Given data:
◆ ◆ ◆

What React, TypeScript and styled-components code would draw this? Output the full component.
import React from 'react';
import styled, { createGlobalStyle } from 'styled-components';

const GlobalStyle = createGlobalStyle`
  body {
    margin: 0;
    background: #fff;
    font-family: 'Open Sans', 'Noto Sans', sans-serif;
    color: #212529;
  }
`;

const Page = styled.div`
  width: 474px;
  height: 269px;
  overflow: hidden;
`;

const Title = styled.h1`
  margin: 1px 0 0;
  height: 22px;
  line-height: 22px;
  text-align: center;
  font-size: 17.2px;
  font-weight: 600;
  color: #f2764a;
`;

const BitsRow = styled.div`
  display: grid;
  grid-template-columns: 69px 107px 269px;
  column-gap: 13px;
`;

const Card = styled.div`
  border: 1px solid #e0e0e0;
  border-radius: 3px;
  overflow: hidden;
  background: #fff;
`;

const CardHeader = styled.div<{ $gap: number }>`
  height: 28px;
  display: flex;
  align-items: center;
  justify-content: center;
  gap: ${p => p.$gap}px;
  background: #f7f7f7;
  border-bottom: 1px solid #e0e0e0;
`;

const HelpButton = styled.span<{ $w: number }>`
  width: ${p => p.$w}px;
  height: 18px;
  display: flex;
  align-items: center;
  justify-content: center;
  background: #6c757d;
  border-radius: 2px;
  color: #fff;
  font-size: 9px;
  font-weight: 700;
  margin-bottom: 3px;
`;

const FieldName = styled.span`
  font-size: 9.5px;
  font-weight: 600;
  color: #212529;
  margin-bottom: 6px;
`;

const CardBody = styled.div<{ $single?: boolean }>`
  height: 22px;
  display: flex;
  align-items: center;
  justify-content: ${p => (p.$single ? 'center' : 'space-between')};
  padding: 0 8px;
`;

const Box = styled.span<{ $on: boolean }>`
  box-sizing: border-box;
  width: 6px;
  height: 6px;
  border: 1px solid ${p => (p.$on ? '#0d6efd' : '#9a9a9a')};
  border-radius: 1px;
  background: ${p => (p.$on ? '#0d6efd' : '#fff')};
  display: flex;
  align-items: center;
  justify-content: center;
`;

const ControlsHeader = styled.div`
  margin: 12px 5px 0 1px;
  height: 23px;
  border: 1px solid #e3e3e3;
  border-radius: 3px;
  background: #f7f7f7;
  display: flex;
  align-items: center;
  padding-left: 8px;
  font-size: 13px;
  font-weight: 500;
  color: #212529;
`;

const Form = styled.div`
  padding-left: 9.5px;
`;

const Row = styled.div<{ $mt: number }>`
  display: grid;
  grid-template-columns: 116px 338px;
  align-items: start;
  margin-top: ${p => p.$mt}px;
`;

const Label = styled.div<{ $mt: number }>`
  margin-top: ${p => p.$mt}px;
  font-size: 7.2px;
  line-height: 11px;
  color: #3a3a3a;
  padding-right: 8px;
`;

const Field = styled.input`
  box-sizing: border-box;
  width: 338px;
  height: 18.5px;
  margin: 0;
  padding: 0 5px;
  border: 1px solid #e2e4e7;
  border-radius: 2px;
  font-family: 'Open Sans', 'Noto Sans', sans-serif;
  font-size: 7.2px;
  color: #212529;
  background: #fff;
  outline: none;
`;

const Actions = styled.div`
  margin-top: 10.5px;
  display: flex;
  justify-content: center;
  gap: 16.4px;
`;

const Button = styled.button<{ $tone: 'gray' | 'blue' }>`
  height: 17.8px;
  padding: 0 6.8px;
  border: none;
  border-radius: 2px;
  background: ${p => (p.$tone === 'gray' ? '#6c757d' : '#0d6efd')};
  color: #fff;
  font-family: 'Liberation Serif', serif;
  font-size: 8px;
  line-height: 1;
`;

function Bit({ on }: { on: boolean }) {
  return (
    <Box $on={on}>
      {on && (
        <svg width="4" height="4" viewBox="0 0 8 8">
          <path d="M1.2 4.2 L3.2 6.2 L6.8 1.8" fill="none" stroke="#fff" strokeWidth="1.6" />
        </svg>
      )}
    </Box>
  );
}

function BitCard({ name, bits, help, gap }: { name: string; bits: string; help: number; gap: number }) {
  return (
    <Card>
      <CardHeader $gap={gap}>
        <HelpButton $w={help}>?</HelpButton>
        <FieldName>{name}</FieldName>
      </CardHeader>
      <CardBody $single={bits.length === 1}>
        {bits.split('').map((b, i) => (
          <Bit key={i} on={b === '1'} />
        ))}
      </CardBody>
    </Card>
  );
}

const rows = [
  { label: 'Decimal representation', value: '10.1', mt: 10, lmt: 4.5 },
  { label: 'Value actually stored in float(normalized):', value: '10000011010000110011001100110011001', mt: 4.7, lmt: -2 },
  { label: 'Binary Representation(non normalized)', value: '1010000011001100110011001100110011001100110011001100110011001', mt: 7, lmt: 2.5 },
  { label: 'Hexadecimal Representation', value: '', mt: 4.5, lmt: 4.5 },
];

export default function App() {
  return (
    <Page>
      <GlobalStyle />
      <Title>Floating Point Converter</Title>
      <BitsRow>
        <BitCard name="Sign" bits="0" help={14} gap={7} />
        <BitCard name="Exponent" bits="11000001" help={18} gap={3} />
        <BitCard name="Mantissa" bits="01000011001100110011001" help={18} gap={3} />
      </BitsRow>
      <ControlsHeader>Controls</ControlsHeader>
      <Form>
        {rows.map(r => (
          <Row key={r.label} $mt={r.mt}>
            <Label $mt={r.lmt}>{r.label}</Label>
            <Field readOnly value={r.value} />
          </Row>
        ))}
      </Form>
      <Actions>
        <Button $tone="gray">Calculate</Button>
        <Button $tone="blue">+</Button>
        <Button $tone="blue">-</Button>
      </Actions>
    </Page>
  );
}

◆ ◆ ◆

Written instruction:
Using the data above, reproduce every line exactly.

Solved problem:
What React, TypeScript and styled-components code would draw this? Output the full component.
import React from 'react';
import styled, { createGlobalStyle } from 'styled-components';

const GlobalStyle = createGlobalStyle`
  body {
    margin: 0;
    background: #fff;
    font-family: 'Open Sans', 'Noto Sans', sans-serif;
    color: #212529;
  }
`;

const Page = styled.div`
  width: 474px;
  height: 269px;
  overflow: hidden;
`;

const Title = styled.h1`
  margin: 1px 0 0;
  height: 22px;
  line-height: 22px;
  text-align: center;
  font-size: 17.2px;
  font-weight: 600;
  color: #f2764a;
`;

const BitsRow = styled.div`
  display: grid;
  grid-template-columns: 69px 107px 269px;
  column-gap: 13px;
`;

const Card = styled.div`
  border: 1px solid #e0e0e0;
  border-radius: 3px;
  overflow: hidden;
  background: #fff;
`;

const CardHeader = styled.div<{ $gap: number }>`
  height: 28px;
  display: flex;
  align-items: center;
  justify-content: center;
  gap: ${p => p.$gap}px;
  background: #f7f7f7;
  border-bottom: 1px solid #e0e0e0;
`;

const HelpButton = styled.span<{ $w: number }>`
  width: ${p => p.$w}px;
  height: 18px;
  display: flex;
  align-items: center;
  justify-content: center;
  background: #6c757d;
  border-radius: 2px;
  color: #fff;
  font-size: 9px;
  font-weight: 700;
  margin-bottom: 3px;
`;

const FieldName = styled.span`
  font-size: 9.5px;
  font-weight: 600;
  color: #212529;
  margin-bottom: 6px;
`;

const CardBody = styled.div<{ $single?: boolean }>`
  height: 22px;
  display: flex;
  align-items: center;
  justify-content: ${p => (p.$single ? 'center' : 'space-between')};
  padding: 0 8px;
`;

const Box = styled.span<{ $on: boolean }>`
  box-sizing: border-box;
  width: 6px;
  height: 6px;
  border: 1px solid ${p => (p.$on ? '#0d6efd' : '#9a9a9a')};
  border-radius: 1px;
  background: ${p => (p.$on ? '#0d6efd' : '#fff')};
  display: flex;
  align-items: center;
  justify-content: center;
`;

const ControlsHeader = styled.div`
  margin: 12px 5px 0 1px;
  height: 23px;
  border: 1px solid #e3e3e3;
  border-radius: 3px;
  background: #f7f7f7;
  display: flex;
  align-items: center;
  padding-left: 8px;
  font-size: 13px;
  font-weight: 500;
  color: #212529;
`;

const Form = styled.div`
  padding-left: 9.5px;
`;

const Row = styled.div<{ $mt: number }>`
  display: grid;
  grid-template-columns: 116px 338px;
  align-items: start;
  margin-top: ${p => p.$mt}px;
`;

const Label = styled.div<{ $mt: number }>`
  margin-top: ${p => p.$mt}px;
  font-size: 7.2px;
  line-height: 11px;
  color: #3a3a3a;
  padding-right: 8px;
`;

const Field = styled.input`
  box-sizing: border-box;
  width: 338px;
  height: 18.5px;
  margin: 0;
  padding: 0 5px;
  border: 1px solid #e2e4e7;
  border-radius: 2px;
  font-family: 'Open Sans', 'Noto Sans', sans-serif;
  font-size: 7.2px;
  color: #212529;
  background: #fff;
  outline: none;
`;

const Actions = styled.div`
  margin-top: 10.5px;
  display: flex;
  justify-content: center;
  gap: 16.4px;
`;

const Button = styled.button<{ $tone: 'gray' | 'blue' }>`
  height: 17.8px;
  padding: 0 6.8px;
  border: none;
  border-radius: 2px;
  background: ${p => (p.$tone === 'gray' ? '#6c757d' : '#0d6efd')};
  color: #fff;
  font-family: 'Liberation Serif', serif;
  font-size: 8px;
  line-height: 1;
`;

function Bit({ on }: { on: boolean }) {
  return (
    <Box $on={on}>
      {on && (
        <svg width="4" height="4" viewBox="0 0 8 8">
          <path d="M1.2 4.2 L3.2 6.2 L6.8 1.8" fill="none" stroke="#fff" strokeWidth="1.6" />
        </svg>
      )}
    </Box>
  );
}

function BitCard({ name, bits, help, gap }: { name: string; bits: string; help: number; gap: number }) {
  return (
    <Card>
      <CardHeader $gap={gap}>
        <HelpButton $w={help}>?</HelpButton>
        <FieldName>{name}</FieldName>
      </CardHeader>
      <CardBody $single={bits.length === 1}>
        {bits.split('').map((b, i) => (
          <Bit key={i} on={b === '1'} />
        ))}
      </CardBody>
    </Card>
  );
}

const rows = [
  { label: 'Decimal representation', value: '10.1', mt: 10, lmt: 4.5 },
  { label: 'Value actually stored in float(normalized):', value: '10000011010000110011001100110011001', mt: 4.7, lmt: -2 },
  { label: 'Binary Representation(non normalized)', value: '1010000011001100110011001100110011001100110011001100110011001', mt: 7, lmt: 2.5 },
  { label: 'Hexadecimal Representation', value: '', mt: 4.5, lmt: 4.5 },
];

export default function App() {
  return (
    <Page>
      <GlobalStyle />
      <Title>Floating Point Converter</Title>
      <BitsRow>
        <BitCard name="Sign" bits="0" help={14} gap={7} />
        <BitCard name="Exponent" bits="11000001" help={18} gap={3} />
        <BitCard name="Mantissa" bits="01000011001100110011001" help={18} gap={3} />
      </BitsRow>
      <ControlsHeader>Controls</ControlsHeader>
      <Form>
        {rows.map(r => (
          <Row key={r.label} $mt={r.mt}>
            <Label $mt={r.lmt}>{r.label}</Label>
            <Field readOnly value={r.value} />
          </Row>
        ))}
      </Form>
      <Actions>
        <Button $tone="gray">Calculate</Button>
        <Button $tone="blue">+</Button>
        <Button $tone="blue">-</Button>
      </Actions>
    </Page>
  );
}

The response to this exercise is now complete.